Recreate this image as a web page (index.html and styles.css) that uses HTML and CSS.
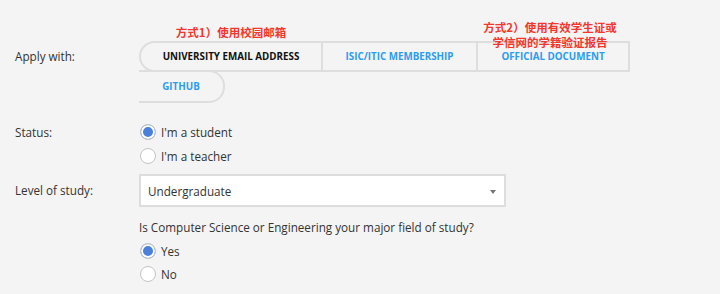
FILE: index.html
```html
<!DOCTYPE html>
<html lang="en">
<head>
    <meta charset="UTF-8">
    <title>Apply</title>
    <link rel="stylesheet" href="styles.css">
</head>
<body>
    <form class="apply-form">
        <div class="row row-apply">
            <div class="label">Apply with:</div>
            <div class="tabs">
                <div class="tab tab-first active">
                    University Email Address
                    <span class="note note-one">方式1）使用校园邮箱</span>
                </div>
                <div class="tab">ISIC/ITIC Membership</div>
                <div class="tab tab-last">
                    Official Document
                    <span class="note note-two">方式2）使用有效学生证或<br>学信网的学籍验证报告</span>
                </div>
                <div class="tab tab-wrap">GitHub</div>
            </div>
        </div>

        <div class="row row-status">
            <div class="label">Status:</div>
            <div class="options">
                <label class="option"><input type="radio" name="status" checked> I'm a student</label>
                <label class="option"><input type="radio" name="status"> I'm a teacher</label>
            </div>
        </div>

        <div class="row row-level">
            <div class="label">Level of study:</div>
            <div class="select">
                <span>Undergraduate</span>
                <span class="arrow"></span>
            </div>
        </div>

        <div class="row row-major">
            <div class="label"></div>
            <div class="options">
                <div class="question">Is Computer Science or Engineering your major field of study?</div>
                <label class="option"><input type="radio" name="major" checked> Yes</label>
                <label class="option"><input type="radio" name="major"> No</label>
            </div>
        </div>
    </form>
</body>
</html>
```

FILE: styles.css
```css
* {
    box-sizing: border-box;
}

body {
    margin: 0;
    background: #f4f4f4;
    font-family: "Open Sans", Arial, sans-serif;
    font-size: 11.7px;
    color: #333;
}

.apply-form {
    padding: 41px 0 0 15px;
}

.row {
    display: flex;
}

.label {
    width: 124px;
    flex-shrink: 0;
}

.row-apply .label {
    line-height: 31px;
}

/* tabs */
.tabs {
    display: flex;
    flex-wrap: wrap;
    width: 491px;
}

.tab {
    position: relative;
    height: 31px;
    line-height: 28px;
    text-align: center;
    font-size: 9.8px;
    font-weight: 700;
    text-transform: uppercase;
    color: #2b9cf2;
    border: 2px solid #dedede;
    border-left: none;
    width: 155px;
}

.tab.active {
    color: #111;
}

.tab-first {
    width: 184px;
    border-left: 2px solid #dedede;
    border-radius: 16px 0 0 16px;
}

.tab-last {
    width: 152px;
}

.tab-wrap {
    width: 86px;
    height: 33px;
    margin-top: -2px;
    line-height: 30px;
    border-radius: 0 16px 16px 0;
}

.note {
    position: absolute;
    left: 0;
    right: 0;
    font-family: "Noto Sans CJK SC", sans-serif;
    font-size: 11.5px;
    font-weight: 700;
    line-height: 14.5px;
    color: #f4362c;
    text-transform: none;
    white-space: nowrap;
}

.note-one {
    bottom: calc(100% + 4px);
}

.note-two {
    bottom: calc(100% - 6px);
    left: -6px;
}

/* radios */
.row-status {
    margin-top: 17px;
}

.options {
    display: flex;
    flex-direction: column;
}

.option {
    display: flex;
    align-items: center;
    height: 24px;
    padding-left: 1px;
}

.option input {
    appearance: none;
    -webkit-appearance: none;
    width: 16px;
    height: 16px;
    margin: 0 5px 0 0;
    border: 1px solid #c4c4c4;
    border-radius: 50%;
    background: #fff;
}

.option input:checked {
    background: #4a7fdb;
    box-shadow: inset 0 0 0 2px #fff;
}

.row-status .label {
    line-height: 24px;
}

/* select */
.row-level {
    margin-top: 6px;
}

.row-level .label {
    line-height: 33px;
}

.select {
    display: flex;
    justify-content: space-between;
    align-items: center;
    width: 367px;
    height: 33px;
    padding: 0 8px 0 7px;
    background: #fff;
    border: 2px solid #dddddd;
}

.arrow {
    width: 0;
    height: 0;
    margin-top: 3px;
    border-left: 3px solid transparent;
    border-right: 3px solid transparent;
    border-top: 4px solid #777;
}

/* major question */
.row-major {
    margin-top: 8px;
}

.question {
    line-height: 24px;
}

.row-major .option {
    height: 23px;
}
```
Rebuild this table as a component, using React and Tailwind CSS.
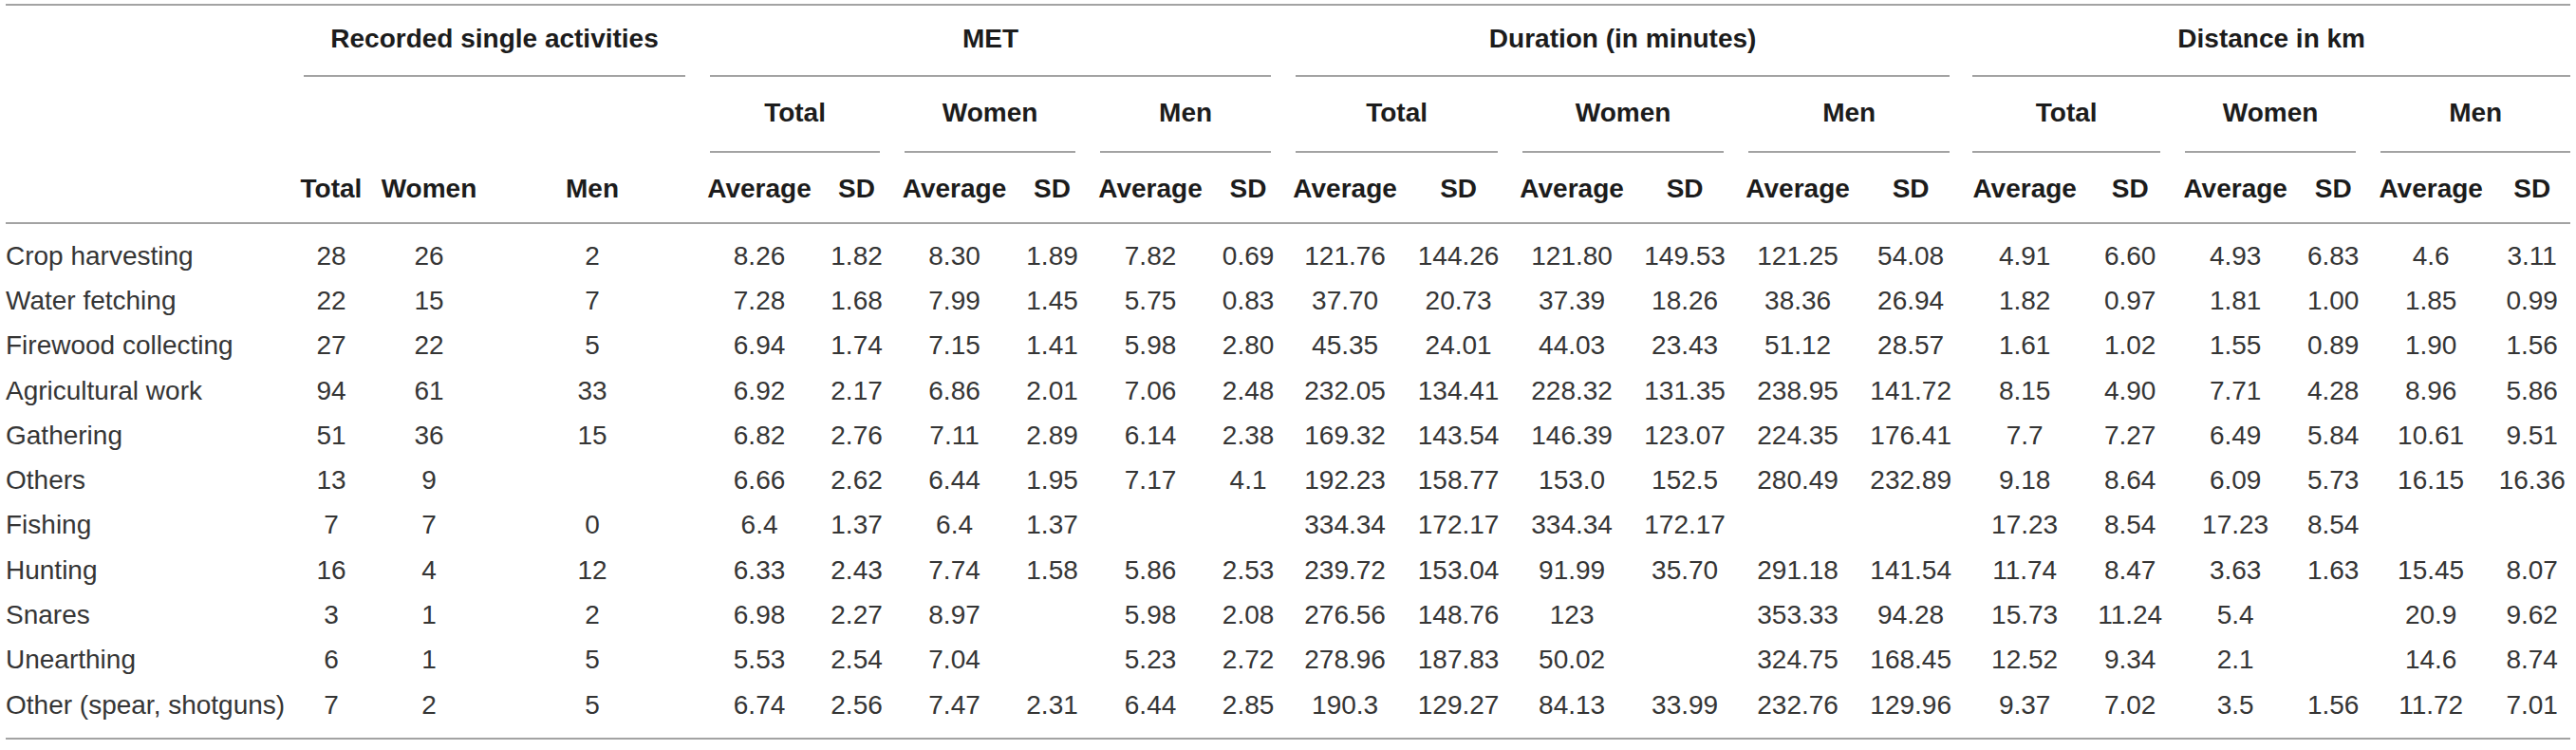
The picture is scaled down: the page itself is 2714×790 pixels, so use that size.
import React from "react";

// column widths, left to right (label + 21 value columns)
const colWidths = [
  "w-[301px]", "w-[84px]", "w-[122px]", "w-[222px]",
  "w-[130px]", "w-[75px]", "w-[131px]", "w-[75px]", "w-[132px]", "w-[74px]",
  "w-[130px]", "w-[109px]", "w-[130px]", "w-[108px]", "w-[130px]", "w-[108px]",
  "w-[132px]", "w-[90px]", "w-[132px]", "w-[74px]", "w-[132px]", "w-[81px]",
];

const rows = [
  ["Crop harvesting", "28", "26", "2", "8.26", "1.82", "8.30", "1.89", "7.82", "0.69", "121.76", "144.26", "121.80", "149.53", "121.25", "54.08", "4.91", "6.60", "4.93", "6.83", "4.6", "3.11"],
  ["Water fetching", "22", "15", "7", "7.28", "1.68", "7.99", "1.45", "5.75", "0.83", "37.70", "20.73", "37.39", "18.26", "38.36", "26.94", "1.82", "0.97", "1.81", "1.00", "1.85", "0.99"],
  ["Firewood collecting", "27", "22", "5", "6.94", "1.74", "7.15", "1.41", "5.98", "2.80", "45.35", "24.01", "44.03", "23.43", "51.12", "28.57", "1.61", "1.02", "1.55", "0.89", "1.90", "1.56"],
  ["Agricultural work", "94", "61", "33", "6.92", "2.17", "6.86", "2.01", "7.06", "2.48", "232.05", "134.41", "228.32", "131.35", "238.95", "141.72", "8.15", "4.90", "7.71", "4.28", "8.96", "5.86"],
  ["Gathering", "51", "36", "15", "6.82", "2.76", "7.11", "2.89", "6.14", "2.38", "169.32", "143.54", "146.39", "123.07", "224.35", "176.41", "7.7", "7.27", "6.49", "5.84", "10.61", "9.51"],
  ["Others", "13", "9", "", "6.66", "2.62", "6.44", "1.95", "7.17", "4.1", "192.23", "158.77", "153.0", "152.5", "280.49", "232.89", "9.18", "8.64", "6.09", "5.73", "16.15", "16.36"],
  ["Fishing", "7", "7", "0", "6.4", "1.37", "6.4", "1.37", "", "", "334.34", "172.17", "334.34", "172.17", "", "", "17.23", "8.54", "17.23", "8.54", "", ""],
  ["Hunting", "16", "4", "12", "6.33", "2.43", "7.74", "1.58", "5.86", "2.53", "239.72", "153.04", "91.99", "35.70", "291.18", "141.54", "11.74", "8.47", "3.63", "1.63", "15.45", "8.07"],
  ["Snares", "3", "1", "2", "6.98", "2.27", "8.97", "", "5.98", "2.08", "276.56", "148.76", "123", "", "353.33", "94.28", "15.73", "11.24", "5.4", "", "20.9", "9.62"],
  ["Unearthing", "6", "1", "5", "5.53", "2.54", "7.04", "", "5.23", "2.72", "278.96", "187.83", "50.02", "", "324.75", "168.45", "12.52", "9.34", "2.1", "", "14.6", "8.74"],
  ["Other (spear, shotguns)", "7", "2", "5", "6.74", "2.56", "7.47", "2.31", "6.44", "2.85", "190.3", "129.27", "84.13", "33.99", "232.76", "129.96", "9.37", "7.02", "3.5", "1.56", "11.72", "7.01"],
];

const line = "border-b-2 border-[#a3a3a3]";

function GroupHead({ span, label, inset = "mx-[13px]" }) {
  return (
    <th colSpan={span} className="p-0 font-bold">
      <div className={`flex h-[75px] items-center justify-center pb-[4px] ${inset} ${line}`}>
        {label}
      </div>
    </th>
  );
}

function SubHead({ label, inset = "mx-[13px]" }) {
  return (
    <th colSpan={2} className="p-0 font-bold">
      <div className={`flex h-[80px] items-center justify-center pb-[2px] ${inset} ${line}`}>
        {label}
      </div>
    </th>
  );
}

function ColHead({ label }) {
  return (
    <th className="p-0 font-bold">
      <div className="flex h-[73px] items-center justify-center pt-[3px]">{label}</div>
    </th>
  );
}

export default function App() {
  const stats = ["Average", "SD", "Average", "SD", "Average", "SD", "Average", "SD", "Average", "SD", "Average", "SD", "Average", "SD", "Average", "SD", "Average", "SD"];

  return (
    <div className="min-h-[790px] bg-white px-[6px] pt-[4px] font-['Liberation_Sans',Arial,sans-serif] text-[28px] leading-none text-[#222]">
      <table className="w-[2702px] table-fixed border-collapse">
        <colgroup>
          {colWidths.map((w, i) => (
            <col key={i} className={w} />
          ))}
        </colgroup>
        <thead className="border-t-2 border-b-2 border-[#a3a3a3] text-[#1c1c1c]">
          <tr>
            <th rowSpan={3} className="p-0" />
            <GroupHead span={3} label="Recorded single activities" />
            <GroupHead span={6} label="MET" />
            <GroupHead span={6} label="Duration (in minutes)" />
            <GroupHead span={6} label="Distance in km" inset="ml-[11px] mr-0" />
          </tr>
          <tr>
            <th colSpan={3} className="p-0" />
            <SubHead label="Total" />
            <SubHead label="Women" />
            <SubHead label="Men" />
            <SubHead label="Total" />
            <SubHead label="Women" />
            <SubHead label="Men" />
            <SubHead label="Total" inset="ml-[11px] mr-[13px]" />
            <SubHead label="Women" />
            <SubHead label="Men" inset="ml-[13px] mr-0" />
          </tr>
          <tr>
            <ColHead label="Total" />
            <ColHead label="Women" />
            <ColHead label="Men" />
            {stats.map((s, i) => (
              <ColHead key={i} label={s} />
            ))}
          </tr>
        </thead>
        <tbody className="border-b-2 border-[#a3a3a3] text-[#353535]">
          <tr className="h-[11px]">
            <td colSpan={22} className="p-0" />
          </tr>
          {rows.map((r) => (
            <tr key={r[0]} className="h-[47.3px]">
              {r.map((v, i) => (
                <td
                  key={i}
                  className={i === 0 ? "whitespace-nowrap p-0 text-left" : "whitespace-nowrap p-0 text-center"}
                >
                  {v}
                </td>
              ))}
            </tr>
          ))}
          <tr className="h-[12px]">
            <td colSpan={22} className="p-0" />
          </tr>
        </tbody>
      </table>
    </div>
  );
}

§ Given exercise
Go through the entries above and count the lines containing the word "table"; give only that count.

§ Correct answer
3